# PROVIDED MATERIAL

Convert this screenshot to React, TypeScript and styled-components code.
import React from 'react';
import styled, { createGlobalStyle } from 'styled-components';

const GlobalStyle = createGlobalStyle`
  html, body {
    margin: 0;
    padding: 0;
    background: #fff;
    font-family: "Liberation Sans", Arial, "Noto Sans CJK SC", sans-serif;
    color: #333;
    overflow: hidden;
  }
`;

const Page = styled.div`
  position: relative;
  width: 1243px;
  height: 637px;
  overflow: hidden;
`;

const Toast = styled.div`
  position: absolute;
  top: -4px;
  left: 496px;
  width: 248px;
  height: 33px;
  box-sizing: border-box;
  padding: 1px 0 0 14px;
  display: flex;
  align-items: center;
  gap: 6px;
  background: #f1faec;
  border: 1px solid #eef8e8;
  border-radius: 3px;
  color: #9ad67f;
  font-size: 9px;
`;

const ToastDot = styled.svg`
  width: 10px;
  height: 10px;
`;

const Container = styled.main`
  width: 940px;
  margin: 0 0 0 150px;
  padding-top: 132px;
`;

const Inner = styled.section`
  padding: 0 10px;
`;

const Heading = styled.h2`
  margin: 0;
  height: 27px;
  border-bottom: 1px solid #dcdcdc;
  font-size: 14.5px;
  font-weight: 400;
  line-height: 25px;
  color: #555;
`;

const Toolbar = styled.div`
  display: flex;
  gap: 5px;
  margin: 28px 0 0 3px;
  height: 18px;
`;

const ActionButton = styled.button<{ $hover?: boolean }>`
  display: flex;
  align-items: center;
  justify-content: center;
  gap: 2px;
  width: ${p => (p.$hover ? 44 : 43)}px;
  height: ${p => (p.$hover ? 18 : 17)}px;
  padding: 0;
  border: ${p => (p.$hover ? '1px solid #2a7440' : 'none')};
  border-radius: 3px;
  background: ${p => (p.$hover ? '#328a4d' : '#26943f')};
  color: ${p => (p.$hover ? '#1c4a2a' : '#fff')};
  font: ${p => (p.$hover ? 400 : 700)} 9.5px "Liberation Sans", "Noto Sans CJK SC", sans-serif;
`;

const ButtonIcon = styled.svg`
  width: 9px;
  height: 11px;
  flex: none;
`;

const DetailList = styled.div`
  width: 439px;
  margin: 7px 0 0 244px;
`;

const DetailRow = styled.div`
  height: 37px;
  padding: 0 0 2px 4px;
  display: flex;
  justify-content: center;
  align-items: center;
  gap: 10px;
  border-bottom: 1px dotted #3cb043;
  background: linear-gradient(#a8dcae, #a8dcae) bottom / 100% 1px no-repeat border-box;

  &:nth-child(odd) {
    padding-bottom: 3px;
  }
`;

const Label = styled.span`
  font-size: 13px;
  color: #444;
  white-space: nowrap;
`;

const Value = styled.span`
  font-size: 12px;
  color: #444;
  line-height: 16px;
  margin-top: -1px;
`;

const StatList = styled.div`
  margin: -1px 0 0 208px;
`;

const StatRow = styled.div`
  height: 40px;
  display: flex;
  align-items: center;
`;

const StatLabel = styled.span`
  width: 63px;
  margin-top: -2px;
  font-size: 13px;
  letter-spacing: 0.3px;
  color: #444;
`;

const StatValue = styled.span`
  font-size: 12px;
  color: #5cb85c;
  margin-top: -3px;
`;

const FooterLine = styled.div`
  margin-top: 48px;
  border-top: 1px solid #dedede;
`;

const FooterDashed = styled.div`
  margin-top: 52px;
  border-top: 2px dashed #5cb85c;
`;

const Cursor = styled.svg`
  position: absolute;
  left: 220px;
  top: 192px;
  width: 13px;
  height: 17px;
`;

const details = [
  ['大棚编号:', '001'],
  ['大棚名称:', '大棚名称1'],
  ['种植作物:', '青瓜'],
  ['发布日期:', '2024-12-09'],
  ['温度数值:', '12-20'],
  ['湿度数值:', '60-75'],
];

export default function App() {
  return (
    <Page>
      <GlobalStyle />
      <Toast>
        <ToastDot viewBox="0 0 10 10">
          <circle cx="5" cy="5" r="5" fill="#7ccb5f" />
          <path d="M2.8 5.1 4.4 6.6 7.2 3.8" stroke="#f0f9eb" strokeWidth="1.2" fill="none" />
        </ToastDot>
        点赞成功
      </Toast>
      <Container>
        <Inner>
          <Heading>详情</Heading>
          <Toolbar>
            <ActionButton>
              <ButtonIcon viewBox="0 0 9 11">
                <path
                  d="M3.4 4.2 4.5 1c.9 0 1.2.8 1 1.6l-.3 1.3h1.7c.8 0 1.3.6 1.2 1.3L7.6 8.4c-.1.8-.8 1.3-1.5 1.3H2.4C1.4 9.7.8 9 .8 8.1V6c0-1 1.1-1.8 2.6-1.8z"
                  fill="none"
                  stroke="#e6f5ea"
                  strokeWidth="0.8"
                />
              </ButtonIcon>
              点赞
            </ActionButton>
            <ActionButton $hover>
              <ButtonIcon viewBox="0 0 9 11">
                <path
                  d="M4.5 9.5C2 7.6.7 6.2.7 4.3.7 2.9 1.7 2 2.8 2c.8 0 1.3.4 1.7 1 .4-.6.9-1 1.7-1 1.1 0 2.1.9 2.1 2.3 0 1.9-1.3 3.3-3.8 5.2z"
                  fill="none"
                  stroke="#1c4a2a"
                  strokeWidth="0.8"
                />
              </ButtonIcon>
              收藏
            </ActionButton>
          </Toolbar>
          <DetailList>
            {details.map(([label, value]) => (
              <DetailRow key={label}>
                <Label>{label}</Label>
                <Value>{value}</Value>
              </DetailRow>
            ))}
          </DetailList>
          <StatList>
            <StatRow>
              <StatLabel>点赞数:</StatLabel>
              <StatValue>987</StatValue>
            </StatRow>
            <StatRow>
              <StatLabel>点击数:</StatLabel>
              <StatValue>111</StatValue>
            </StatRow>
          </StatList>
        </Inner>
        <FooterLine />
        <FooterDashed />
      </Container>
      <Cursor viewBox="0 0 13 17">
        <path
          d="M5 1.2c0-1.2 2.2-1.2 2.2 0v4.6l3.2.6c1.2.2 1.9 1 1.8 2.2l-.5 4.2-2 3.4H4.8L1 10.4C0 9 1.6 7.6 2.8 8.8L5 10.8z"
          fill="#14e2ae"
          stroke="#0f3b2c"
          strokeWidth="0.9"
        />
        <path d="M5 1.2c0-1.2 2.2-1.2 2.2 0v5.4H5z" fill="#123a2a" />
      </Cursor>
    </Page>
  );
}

# EXERCISE GOAL
Reproduce, please, the lines of the material from its first line down to the line containing "background: linear-gradient(#a8dcae, #a8dcae)", keeping both ends and nothing beyond them.

# TASK SOLUTION
Convert this screenshot to React, TypeScript and styled-components code.
import React from 'react';
import styled, { createGlobalStyle } from 'styled-components';

const GlobalStyle = createGlobalStyle`
  html, body {
    margin: 0;
    padding: 0;
    background: #fff;
    font-family: "Liberation Sans", Arial, "Noto Sans CJK SC", sans-serif;
    color: #333;
    overflow: hidden;
  }
`;

const Page = styled.div`
  position: relative;
  width: 1243px;
  height: 637px;
  overflow: hidden;
`;

const Toast = styled.div`
  position: absolute;
  top: -4px;
  left: 496px;
  width: 248px;
  height: 33px;
  box-sizing: border-box;
  padding: 1px 0 0 14px;
  display: flex;
  align-items: center;
  gap: 6px;
  background: #f1faec;
  border: 1px solid #eef8e8;
  border-radius: 3px;
  color: #9ad67f;
  font-size: 9px;
`;

const ToastDot = styled.svg`
  width: 10px;
  height: 10px;
`;

const Container = styled.main`
  width: 940px;
  margin: 0 0 0 150px;
  padding-top: 132px;
`;

const Inner = styled.section`
  padding: 0 10px;
`;

const Heading = styled.h2`
  margin: 0;
  height: 27px;
  border-bottom: 1px solid #dcdcdc;
  font-size: 14.5px;
  font-weight: 400;
  line-height: 25px;
  color: #555;
`;

const Toolbar = styled.div`
  display: flex;
  gap: 5px;
  margin: 28px 0 0 3px;
  height: 18px;
`;

const ActionButton = styled.button<{ $hover?: boolean }>`
  display: flex;
  align-items: center;
  justify-content: center;
  gap: 2px;
  width: ${p => (p.$hover ? 44 : 43)}px;
  height: ${p => (p.$hover ? 18 : 17)}px;
  padding: 0;
  border: ${p => (p.$hover ? '1px solid #2a7440' : 'none')};
  border-radius: 3px;
  background: ${p => (p.$hover ? '#328a4d' : '#26943f')};
  color: ${p => (p.$hover ? '#1c4a2a' : '#fff')};
  font: ${p => (p.$hover ? 400 : 700)} 9.5px "Liberation Sans", "Noto Sans CJK SC", sans-serif;
`;

const ButtonIcon = styled.svg`
  width: 9px;
  height: 11px;
  flex: none;
`;

const DetailList = styled.div`
  width: 439px;
  margin: 7px 0 0 244px;
`;

const DetailRow = styled.div`
  height: 37px;
  padding: 0 0 2px 4px;
  display: flex;
  justify-content: center;
  align-items: center;
  gap: 10px;
  border-bottom: 1px dotted #3cb043;
  background: linear-gradient(#a8dcae, #a8dcae) bottom / 100% 1px no-repeat border-box;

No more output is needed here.